The grace by which we are held in God is definitionally a scandal to what the human scales of justice seem to demand: an eye for an eye, and a tooth for a tooth (Matthew 5:38-48, cf 7:1-2). For those who proclaim to know this grace — Christ — this means that the Church cannot give up on grace’s possible embrace of child murderers, too. Such was Joseph on behalf of his brothers and, for Christ, the eternal Son, for all of us children of Cain who know not what we do (Luke 23:34). Considering this option may be disturbing to some; yet this is the way the Son is ordered toward his Father, in an “unimaginable risk of obedience.”[4] The peaceful labor of the Church must then precede the non-martyrial victims of school shootings if the Church is to even honestly mourn the violent deaths of its young. Only from this can we honestly proclaim our confusion before God: “Why?” This at least admits that God has given us the power of his retributive love, the Cross, by whose power the Church’s life is given by the One who draws us up from death itself.
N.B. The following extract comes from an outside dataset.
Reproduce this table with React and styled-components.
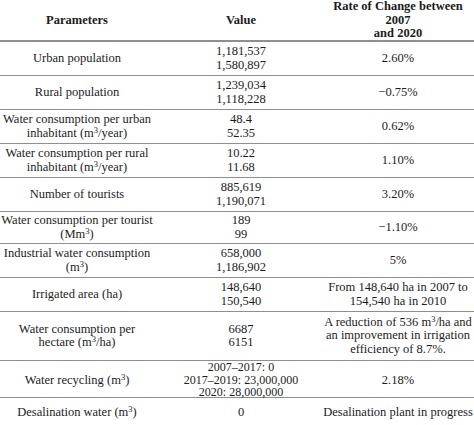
import styled, { createGlobalStyle } from 'styled-components';

const GlobalStyle = createGlobalStyle`
    html, body {
        margin: 0;
        padding: 0;
        background: #ffffff;
    }

    body {
        font-family: "Liberation Serif", "Times New Roman", serif;
        color: #1c1c1c;
        overflow: hidden;
    }
`;

const Table = styled.div`
    width: 474px;
    height: 425px;
    overflow: hidden;
    display: flex;
    flex-direction: column;
`;

const Row = styled.div`
    display: grid;
    grid-template-columns: 154px 174px 140px;
    height: ${({$h}) => $h}px;
    flex: 0 0 auto;
    box-sizing: border-box;
    border-bottom: ${({$head}) => ($head ? '2px solid #8f8f8f' : '1px solid #8f8f8f')};
    ${({$last}) => $last && 'border-bottom: none;'}
`;

const Cell = styled.div`
    display: flex;
    flex-direction: column;
    justify-content: center;
    align-items: center;
    text-align: center;
    white-space: nowrap;
    font-size: ${({$fs}) => $fs || 12.5}px;
    line-height: ${({$lh}) => $lh || 13.5}px;
    font-weight: ${({$head}) => ($head ? 700 : 400)};
    padding-bottom: ${({$head}) => ($head ? 6 : 0)}px;
`;

const Line = styled.span`
    display: block;
`;

const Sup = styled.span`
    position: relative;
    top: -0.42em;
    font-size: 0.68em;
    line-height: 1;
`;

const m3 = <>m<Sup>3</Sup></>;

const rows = [
    {h: 34, param: ['Urban population'], value: ['1,181,537', '1,580,897'], rate: ['2.60%']},
    {h: 34, param: ['Rural population'], value: ['1,239,034', '1,118,228'], rate: ['\u22120.75%']},
    {
        h: 34,
        param: ['Water consumption per urban', <>inhabitant ({m3}/year)</>],
        value: ['48.4', '52.35'],
        rate: ['0.62%'],
    },
    {
        h: 34,
        param: ['Water consumption per rural', <>inhabitant ({m3}/year)</>],
        value: ['10.22', '11.68'],
        rate: ['1.10%'],
    },
    {h: 34, param: ['Number of tourists'], value: ['885,619', '1,190,071'], rate: ['3.20%']},
    {
        h: 32,
        param: ['Water consumption per tourist', <>(M{m3})</>],
        value: ['189', '99'],
        rate: ['\u22121.10%'],
    },
    {
        h: 34,
        param: ['Industrial water consumption', <>({m3})</>],
        value: ['658,000', '1,186,902'],
        rate: ['5%'],
    },
    {
        h: 34,
        param: ['Irrigated area (ha)'],
        value: ['148,640', '150,540'],
        rate: ['From 148,640 ha in 2007 to', '154,540 ha in 2010'],
    },
    {
        h: 49,
        param: ['Water consumption per', <>hectare ({m3}/ha)</>],
        value: ['6687', '6151'],
        rate: [
            <>A reduction of 536 {m3}/ha and</>,
            'an improvement in irrigation',
            'efficiency of 8.7%.',
        ],
    },
    {
        h: 37,
        lh: 12.5,
        fs: 12,
        param: [<>Water recycling ({m3})</>],
        value: ['2007\u20132017: 0', '2017\u20132019: 23,000,000', '2020: 28,000,000'],
        rate: ['2.18%'],
    },
    {
        h: 29,
        last: true,
        param: [<>Desalination water ({m3})</>],
        value: ['0'],
        rate: ['Desalination plant in progress'],
    },
];

function Lines({items}) {
    return items.map((item, i) => <Line key={i}>{item}</Line>);
}

export default function App() {
    return (
        <>
            <GlobalStyle/>
            <Table>
                <Row $h={42} $head>
                    <Cell $head>Parameters</Cell>
                    <Cell $head>Value</Cell>
                    <Cell $head>
                        <Lines items={['Rate of Change between', '2007', 'and 2020']}/>
                    </Cell>
                </Row>
                {rows.map((row, i) => (
                    <Row key={i} $h={row.h} $last={row.last}>
                        <Cell $lh={row.lh}><Lines items={row.param}/></Cell>
                        <Cell $lh={row.lh} $fs={row.fs}><Lines items={row.value}/></Cell>
                        <Cell $lh={row.lh}><Lines items={row.rate}/></Cell>
                    </Row>
                ))}
            </Table>
        </>
    );
}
The Rev. Trent Pettit is a priest at The Church of St. John the Divine (Episcopal) in Houston, TX.  

* This article is the fruit of the many conversations I have shared with Kira Moolman Pettit, whose research on death and children helped consolidate my own thinking.

[1] Augustine, “Punishment and the Forgiveness of Sins,” in Answer to the Pelagians I (Hyde Park, NY: New City Press, 1997), 76.

[2]Maria E. Doerfler, Jephthahs Daughter, Sarahs Son: The Death of Children in Late Antiquity (Berkeley: University of California Press, 2020), 180.

[3] Stanley Hauerwas, “Should War Be Eliminated?” The Hauerwas Reader. (Durham and London: Duke University Press, 2011), 411.

[4] Ephraim Radner, A Profound Ignorance: Modern Pneumatology and Its Anti-modern Redemption

 (Waco, TX: Baylor University Press, 2019) 281.